== What is asked ==
Every line must be returned precisely as it is written.

====================

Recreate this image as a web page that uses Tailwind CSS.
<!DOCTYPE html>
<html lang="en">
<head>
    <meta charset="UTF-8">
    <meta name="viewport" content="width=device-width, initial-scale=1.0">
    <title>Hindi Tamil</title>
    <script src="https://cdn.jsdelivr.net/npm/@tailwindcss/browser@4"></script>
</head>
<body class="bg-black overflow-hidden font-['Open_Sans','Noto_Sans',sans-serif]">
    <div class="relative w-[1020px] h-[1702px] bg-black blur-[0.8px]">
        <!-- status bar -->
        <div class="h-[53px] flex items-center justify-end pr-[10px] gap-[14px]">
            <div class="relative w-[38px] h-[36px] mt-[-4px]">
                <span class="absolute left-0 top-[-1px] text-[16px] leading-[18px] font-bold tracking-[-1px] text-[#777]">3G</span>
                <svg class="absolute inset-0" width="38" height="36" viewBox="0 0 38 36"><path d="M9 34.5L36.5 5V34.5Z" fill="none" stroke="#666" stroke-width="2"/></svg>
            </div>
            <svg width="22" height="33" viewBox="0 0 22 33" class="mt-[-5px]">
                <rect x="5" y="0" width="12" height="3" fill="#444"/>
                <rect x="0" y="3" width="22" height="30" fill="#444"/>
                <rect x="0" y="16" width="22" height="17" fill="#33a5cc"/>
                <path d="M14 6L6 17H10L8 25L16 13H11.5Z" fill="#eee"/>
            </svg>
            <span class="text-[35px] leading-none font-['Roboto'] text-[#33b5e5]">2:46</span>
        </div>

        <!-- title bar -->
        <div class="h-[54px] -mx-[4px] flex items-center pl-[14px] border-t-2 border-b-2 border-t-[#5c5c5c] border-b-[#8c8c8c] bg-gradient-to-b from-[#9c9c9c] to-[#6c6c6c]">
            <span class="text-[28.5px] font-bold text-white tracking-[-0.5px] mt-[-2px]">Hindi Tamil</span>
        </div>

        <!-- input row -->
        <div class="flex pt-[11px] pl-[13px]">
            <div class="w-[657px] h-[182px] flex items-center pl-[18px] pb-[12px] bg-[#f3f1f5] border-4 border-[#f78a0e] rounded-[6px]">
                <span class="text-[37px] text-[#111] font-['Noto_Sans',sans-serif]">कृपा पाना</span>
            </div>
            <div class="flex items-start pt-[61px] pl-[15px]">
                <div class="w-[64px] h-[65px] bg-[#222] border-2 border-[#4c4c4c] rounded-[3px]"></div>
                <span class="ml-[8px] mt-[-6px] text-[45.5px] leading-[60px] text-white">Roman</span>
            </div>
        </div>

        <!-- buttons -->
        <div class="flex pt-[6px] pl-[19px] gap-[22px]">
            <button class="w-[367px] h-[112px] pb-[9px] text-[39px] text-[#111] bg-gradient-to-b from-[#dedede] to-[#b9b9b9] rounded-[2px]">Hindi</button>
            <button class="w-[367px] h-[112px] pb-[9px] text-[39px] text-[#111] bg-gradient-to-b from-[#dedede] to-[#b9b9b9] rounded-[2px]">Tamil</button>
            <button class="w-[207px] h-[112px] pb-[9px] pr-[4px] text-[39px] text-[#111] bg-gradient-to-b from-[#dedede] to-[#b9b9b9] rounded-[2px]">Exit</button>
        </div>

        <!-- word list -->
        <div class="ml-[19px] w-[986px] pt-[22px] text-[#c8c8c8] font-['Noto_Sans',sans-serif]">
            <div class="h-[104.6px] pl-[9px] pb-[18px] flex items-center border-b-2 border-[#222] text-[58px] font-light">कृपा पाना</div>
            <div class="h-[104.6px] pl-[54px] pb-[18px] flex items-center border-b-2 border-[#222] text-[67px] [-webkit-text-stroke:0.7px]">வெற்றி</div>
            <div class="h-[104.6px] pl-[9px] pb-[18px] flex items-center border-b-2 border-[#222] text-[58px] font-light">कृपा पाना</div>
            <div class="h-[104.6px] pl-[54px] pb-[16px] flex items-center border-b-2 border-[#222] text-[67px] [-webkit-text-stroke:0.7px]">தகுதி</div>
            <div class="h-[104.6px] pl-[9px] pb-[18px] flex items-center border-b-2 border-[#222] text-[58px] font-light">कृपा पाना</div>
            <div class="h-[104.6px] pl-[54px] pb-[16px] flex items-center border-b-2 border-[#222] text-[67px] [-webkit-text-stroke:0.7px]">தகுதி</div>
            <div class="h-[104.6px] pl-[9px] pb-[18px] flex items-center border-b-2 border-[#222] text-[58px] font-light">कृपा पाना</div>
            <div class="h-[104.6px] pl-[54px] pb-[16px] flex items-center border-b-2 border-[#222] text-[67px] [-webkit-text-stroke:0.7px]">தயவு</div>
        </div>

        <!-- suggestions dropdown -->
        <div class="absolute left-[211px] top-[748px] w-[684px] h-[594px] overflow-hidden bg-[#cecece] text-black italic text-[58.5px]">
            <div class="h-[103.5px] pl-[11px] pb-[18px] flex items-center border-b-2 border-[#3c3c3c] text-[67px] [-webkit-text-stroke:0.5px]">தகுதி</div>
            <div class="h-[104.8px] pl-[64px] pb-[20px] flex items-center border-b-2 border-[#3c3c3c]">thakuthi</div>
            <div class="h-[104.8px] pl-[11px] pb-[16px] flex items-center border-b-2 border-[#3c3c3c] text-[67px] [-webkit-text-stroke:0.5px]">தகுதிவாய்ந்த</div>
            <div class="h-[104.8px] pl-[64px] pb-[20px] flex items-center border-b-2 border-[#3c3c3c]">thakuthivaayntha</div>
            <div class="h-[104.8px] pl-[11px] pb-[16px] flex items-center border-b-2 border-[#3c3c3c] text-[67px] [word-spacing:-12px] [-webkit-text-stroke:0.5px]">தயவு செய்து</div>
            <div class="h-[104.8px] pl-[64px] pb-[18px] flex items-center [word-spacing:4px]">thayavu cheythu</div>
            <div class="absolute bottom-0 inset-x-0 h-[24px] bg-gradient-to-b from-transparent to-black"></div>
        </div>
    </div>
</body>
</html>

====================

== Answer to this exercise ==
Recreate this image as a web page that uses Tailwind CSS.
<!DOCTYPE html>
<html lang="en">
<head>
    <meta charset="UTF-8">
    <meta name="viewport" content="width=device-width, initial-scale=1.0">
    <title>Hindi Tamil</title>
    <script src="https://cdn.jsdelivr.net/npm/@tailwindcss/browser@4"></script>
</head>
<body class="bg-black overflow-hidden font-['Open_Sans','Noto_Sans',sans-serif]">
    <div class="relative w-[1020px] h-[1702px] bg-black blur-[0.8px]">
        <!-- status bar -->
        <div class="h-[53px] flex items-center justify-end pr-[10px] gap-[14px]">
            <div class="relative w-[38px] h-[36px] mt-[-4px]">
                <span class="absolute left-0 top-[-1px] text-[16px] leading-[18px] font-bold tracking-[-1px] text-[#777]">3G</span>
                <svg class="absolute inset-0" width="38" height="36" viewBox="0 0 38 36"><path d="M9 34.5L36.5 5V34.5Z" fill="none" stroke="#666" stroke-width="2"/></svg>
            </div>
            <svg width="22" height="33" viewBox="0 0 22 33" class="mt-[-5px]">
                <rect x="5" y="0" width="12" height="3" fill="#444"/>
                <rect x="0" y="3" width="22" height="30" fill="#444"/>
                <rect x="0" y="16" width="22" height="17" fill="#33a5cc"/>
                <path d="M14 6L6 17H10L8 25L16 13H11.5Z" fill="#eee"/>
            </svg>
            <span class="text-[35px] leading-none font-['Roboto'] text-[#33b5e5]">2:46</span>
        </div>

        <!-- title bar -->
        <div class="h-[54px] -mx-[4px] flex items-center pl-[14px] border-t-2 border-b-2 border-t-[#5c5c5c] border-b-[#8c8c8c] bg-gradient-to-b from-[#9c9c9c] to-[#6c6c6c]">
            <span class="text-[28.5px] font-bold text-white tracking-[-0.5px] mt-[-2px]">Hindi Tamil</span>
        </div>

        <!-- input row -->
        <div class="flex pt-[11px] pl-[13px]">
            <div class="w-[657px] h-[182px] flex items-center pl-[18px] pb-[12px] bg-[#f3f1f5] border-4 border-[#f78a0e] rounded-[6px]">
                <span class="text-[37px] text-[#111] font-['Noto_Sans',sans-serif]">कृपा पाना</span>
            </div>
            <div class="flex items-start pt-[61px] pl-[15px]">
                <div class="w-[64px] h-[65px] bg-[#222] border-2 border-[#4c4c4c] rounded-[3px]"></div>
                <span class="ml-[8px] mt-[-6px] text-[45.5px] leading-[60px] text-white">Roman</span>
            </div>
        </div>

        <!-- buttons -->
        <div class="flex pt-[6px] pl-[19px] gap-[22px]">
            <button class="w-[367px] h-[112px] pb-[9px] text-[39px] text-[#111] bg-gradient-to-b from-[#dedede] to-[#b9b9b9] rounded-[2px]">Hindi</button>
            <button class="w-[367px] h-[112px] pb-[9px] text-[39px] text-[#111] bg-gradient-to-b from-[#dedede] to-[#b9b9b9] rounded-[2px]">Tamil</button>
            <button class="w-[207px] h-[112px] pb-[9px] pr-[4px] text-[39px] text-[#111] bg-gradient-to-b from-[#dedede] to-[#b9b9b9] rounded-[2px]">Exit</button>
        </div>

        <!-- word list -->
        <div class="ml-[19px] w-[986px] pt-[22px] text-[#c8c8c8] font-['Noto_Sans',sans-serif]">
            <div class="h-[104.6px] pl-[9px] pb-[18px] flex items-center border-b-2 border-[#222] text-[58px] font-light">कृपा पाना</div>
            <div class="h-[104.6px] pl-[54px] pb-[18px] flex items-center border-b-2 border-[#222] text-[67px] [-webkit-text-stroke:0.7px]">வெற்றி</div>
            <div class="h-[104.6px] pl-[9px] pb-[18px] flex items-center border-b-2 border-[#222] text-[58px] font-light">कृपा पाना</div>
            <div class="h-[104.6px] pl-[54px] pb-[16px] flex items-center border-b-2 border-[#222] text-[67px] [-webkit-text-stroke:0.7px]">தகுதி</div>
            <div class="h-[104.6px] pl-[9px] pb-[18px] flex items-center border-b-2 border-[#222] text-[58px] font-light">कृपा पाना</div>
            <div class="h-[104.6px] pl-[54px] pb-[16px] flex items-center border-b-2 border-[#222] text-[67px] [-webkit-text-stroke:0.7px]">தகுதி</div>
            <div class="h-[104.6px] pl-[9px] pb-[18px] flex items-center border-b-2 border-[#222] text-[58px] font-light">कृपा पाना</div>
            <div class="h-[104.6px] pl-[54px] pb-[16px] flex items-center border-b-2 border-[#222] text-[67px] [-webkit-text-stroke:0.7px]">தயவு</div>
        </div>

        <!-- suggestions dropdown -->
        <div class="absolute left-[211px] top-[748px] w-[684px] h-[594px] overflow-hidden bg-[#cecece] text-black italic text-[58.5px]">
            <div class="h-[103.5px] pl-[11px] pb-[18px] flex items-center border-b-2 border-[#3c3c3c] text-[67px] [-webkit-text-stroke:0.5px]">தகுதி</div>
            <div class="h-[104.8px] pl-[64px] pb-[20px] flex items-center border-b-2 border-[#3c3c3c]">thakuthi</div>
            <div class="h-[104.8px] pl-[11px] pb-[16px] flex items-center border-b-2 border-[#3c3c3c] text-[67px] [-webkit-text-stroke:0.5px]">தகுதிவாய்ந்த</div>
            <div class="h-[104.8px] pl-[64px] pb-[20px] flex items-center border-b-2 border-[#3c3c3c]">thakuthivaayntha</div>
            <div class="h-[104.8px] pl-[11px] pb-[16px] flex items-center border-b-2 border-[#3c3c3c] text-[67px] [word-spacing:-12px] [-webkit-text-stroke:0.5px]">தயவு செய்து</div>
            <div class="h-[104.8px] pl-[64px] pb-[18px] flex items-center [word-spacing:4px]">thayavu cheythu</div>
            <div class="absolute bottom-0 inset-x-0 h-[24px] bg-gradient-to-b from-transparent to-black"></div>
        </div>
    </div>
</body>
</html>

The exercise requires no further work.